Open Source Software Licensing: SAM source code has been distributed to external collaborators under an Apache/BSD-style license. We anticipate posting source code at www.sourceforge.net this fiscal year.
SAM team members participated in a wide range of meetings, workshops, reviews, and collaboration discussions during this quarter:
Collaboratory for Multiscale Chemical Science (CMCS): An ongoing collaboration related to the use of SAM as the primary CMCS data/metadata management system. CMCS collaborated on the design of the web service interface for metadata extraction and data transformation and is providing ongoing feedback including bug reports and performance evaluation.
Network for Earthquake Engineering and Simulation (NEES) Grid: PNNL has accepted a subcontract from the NEESgrid project to integrate the ELN and SAM capabilites into the NEESgrid infrastructure.
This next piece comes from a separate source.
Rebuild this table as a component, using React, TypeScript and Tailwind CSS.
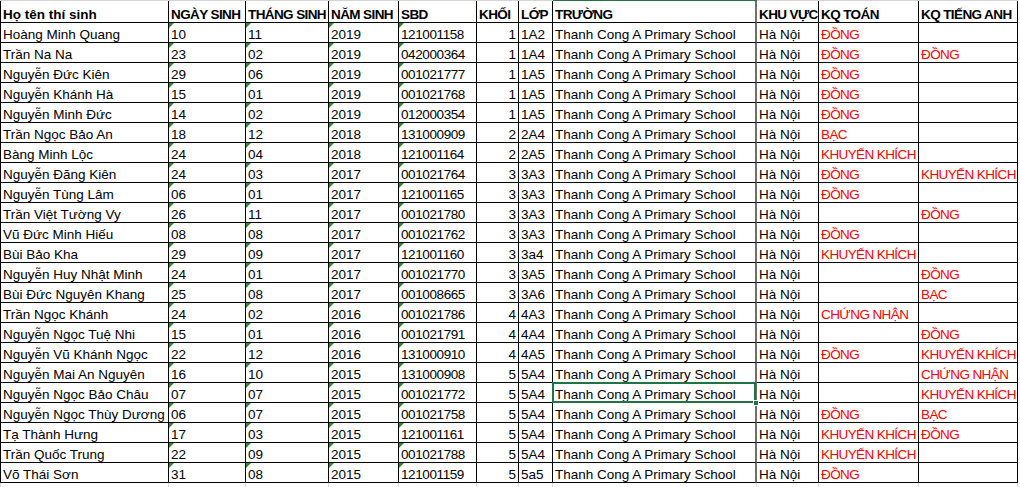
import React from "react";

type Row = [string, string, string, string, string, string, string, string, string];

const rows: Row[] = [
  ["Hoàng Minh Quang", "10", "11", "2019", "121001158", "1", "1A2", "ĐỒNG", ""],
  ["Trần Na Na", "23", "02", "2019", "042000364", "1", "1A4", "ĐỒNG", "ĐỒNG"],
  ["Nguyễn Đức Kiên", "29", "06", "2019", "001021777", "1", "1A5", "ĐỒNG", ""],
  ["Nguyễn Khánh Hà", "15", "01", "2019", "001021768", "1", "1A5", "ĐỒNG", ""],
  ["Nguyễn Minh Đức", "14", "02", "2019", "012000354", "1", "1A5", "ĐỒNG", ""],
  ["Trần Ngọc Bảo An", "18", "12", "2018", "131000909", "2", "2A4", "BẠC", ""],
  ["Bàng Minh Lộc", "24", "04", "2018", "121001164", "2", "2A5", "KHUYẾN KHÍCH", ""],
  ["Nguyễn Đăng Kiên", "24", "03", "2017", "001021764", "3", "3A3", "ĐỒNG", "KHUYẾN KHÍCH"],
  ["Nguyễn Tùng Lâm", "06", "01", "2017", "121001165", "3", "3A3", "ĐỒNG", ""],
  ["Trần Việt Tường Vy", "26", "11", "2017", "001021780", "3", "3A3", "", "ĐỒNG"],
  ["Vũ Đức Minh Hiếu", "08", "08", "2017", "001021762", "3", "3A3", "ĐỒNG", ""],
  ["Bùi Bảo Kha", "29", "09", "2017", "121001160", "3", "3a4", "KHUYẾN KHÍCH", ""],
  ["Nguyễn Huy Nhật Minh", "24", "01", "2017", "001021770", "3", "3A5", "", "ĐỒNG"],
  ["Bùi Đức Nguyên Khang", "25", "08", "2017", "001008665", "3", "3A6", "", "BẠC"],
  ["Trần Ngọc Khánh", "24", "02", "2016", "001021786", "4", "4A3", "CHỨNG NHẬN", ""],
  ["Nguyễn Ngọc Tuệ Nhi", "15", "01", "2016", "001021791", "4", "4A4", "", "ĐỒNG"],
  ["Nguyễn Vũ Khánh Ngọc", "22", "12", "2016", "131000910", "4", "4A5", "ĐỒNG", "KHUYẾN KHÍCH"],
  ["Nguyễn Mai An Nguyên", "16", "10", "2015", "131000908", "5", "5A4", "", "CHỨNG NHẬN"],
  ["Nguyễn Ngọc Bảo Châu", "07", "07", "2015", "001021772", "5", "5A4", "", "KHUYẾN KHÍCH"],
  ["Nguyễn Ngọc Thùy Dương", "06", "07", "2015", "001021758", "5", "5A4", "ĐỒNG", "BẠC"],
  ["Tạ Thành Hưng", "17", "03", "2015", "121001161", "5", "5A4", "KHUYẾN KHÍCH", "ĐỒNG"],
  ["Trần Quốc Trung", "22", "09", "2015", "001021788", "5", "5A4", "KHUYẾN KHÍCH", ""],
  ["Võ Thái Sơn", "31", "08", "2015", "121001159", "5", "5a5", "ĐỒNG", ""],
];

const headers = [
  "Họ tên thí sinh",
  "NGÀY SINH",
  "THÁNG SINH",
  "NĂM SINH",
  "SBD",
  "KHỐI",
  "LỚP",
  "TRƯỜNG",
  "KHU VỰC",
  "KQ TOÁN",
  "KQ TIẾNG ANH",
];

const GRID =
  "grid grid-cols-[169px_77px_83px_70px_78px_42px_34px_204px_62px_100px_99px]";

const cellBase =
  "relative flex items-end whitespace-nowrap leading-[14px] border-b border-black pl-[2px]";

function rightBorder(col: number) {
  if (col === 7) return "border-r-2 border-r-[#6f6f6f]";
  return "border-r border-r-black";
}

function Tri() {
  return (
    <span className="absolute left-0 top-0 w-[5px] h-[5px] bg-[#2a8a2a] [clip-path:polygon(0_0,100%_0,0_100%)]" />
  );
}

export default function App() {
  return (
    <div className="w-[1020px] h-[487px] bg-white overflow-hidden text-black font-['Liberation_Sans',Arial,sans-serif] text-[13.5px]">
      {/* top gridline strip */}
      <div className={`${GRID} h-[1px]`}>
        {headers.map((_, i) => (
          <div key={i} className={i === 7 ? "bg-[#217346]" : "bg-[#d4d4d4]"} />
        ))}
      </div>
      {/* header row */}
      <div className={GRID}>
        {headers.map((h, i) => (
          <div
            key={i}
            className={`${cellBase} h-[22px] font-bold ${
              i === 0 ? "border-l border-l-black" : "tracking-[-0.6px]"
            } ${rightBorder(i)}`}
          >
            {h}
          </div>
        ))}
      </div>
      {/* data rows */}
      {rows.map((r, ri) => (
        <div key={ri} className={GRID}>
          {r.slice(0, 7).map((v, ci) => (
            <div
              key={ci}
              className={`${cellBase} h-[20px] ${rightBorder(ci)} ${
                ci === 0 ? "border-l border-l-black" : ""
              } ${ci === 5 ? "justify-end pr-[2px]" : ""} ${
                ci === 4 ? "tracking-[-0.4px]" : ""
              }`}
            >
              {ci >= 1 && ci <= 4 && <Tri />}
              {v}
            </div>
          ))}
          <div className={`${cellBase} h-[20px] ${rightBorder(7)} ${ri === 18 ? "z-10" : ""}`}>
            Thanh Cong A Primary School
            {ri === 18 && (
              <>
                <span className="absolute -left-[1px] -top-[1px] -right-[1px] -bottom-[1px] border-2 border-[#217346]" />
                <span className="absolute -right-[4px] -bottom-[4px] w-[6px] h-[6px] bg-[#217346] border border-white" />
              </>
            )}
          </div>
          <div className={`${cellBase} h-[20px] ${rightBorder(8)}`}>Hà Nội</div>
          <div className={`${cellBase} h-[20px] ${rightBorder(9)} text-[#ff0000] tracking-[-0.6px]`}>
            {r[7]}
          </div>
          <div className={`${cellBase} h-[20px] ${rightBorder(10)} text-[#ff0000] tracking-[-0.6px]`}>
            {r[8]}
          </div>
        </div>
      ))}
      {/* faint gridlines below */}
      <div className={`${GRID} h-[6px]`}>
        {headers.map((_, i) => (
          <div key={i} className={`border-r border-r-[#dadada] ${i === 0 ? "border-l border-l-[#dadada]" : ""}`} />
        ))}
      </div>
    </div>
  );
}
The effort leverages ongoing work in the SAM, CMCS, and CHEF projects and focuses on integration with the NEESgrid portal and metadata/data repository. This effort will result in a notebook capability for the NEESgrid project that will launch directly from the NEESgrid portal, provide Grid-based single sign-on with the portal, and store/retrieve data from the NEESgrid data/metadata repository. As a result of this subcontract, Jim Myers has resigned from the NEESgrid External Advisory Board.
Web Downloads Registrations to download SAM and notebook software are continuing at a pace of 1-2 per day.
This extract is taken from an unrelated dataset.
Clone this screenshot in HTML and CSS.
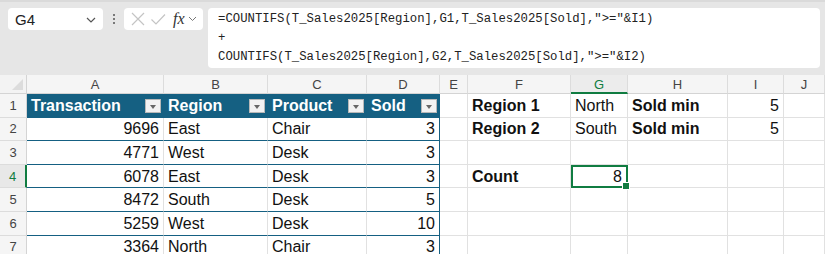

International Conference on Semantics for a Networked World,with a focus on Grid Databases: Jim Myers was invited to serve on the Program Committee for this conference, which will be held July 17-19, 2004, Paris, France.
AAAS Research Competitiveness Service: Michigan Technology Tri-Corridor Fund: Jim Myers was asked to review for this program.
GGF 11: Semantic Grid Workshop Jim Myers was invited to serve on the program committee for this conference, which will be held June 10, Honolulu, HI.
GridSem 2004, 1st International Workshop on the Semantic Grid, Jim Myers was invited to serve on the program committee for this conference, which will be held August 23-24, Valencia, Spain.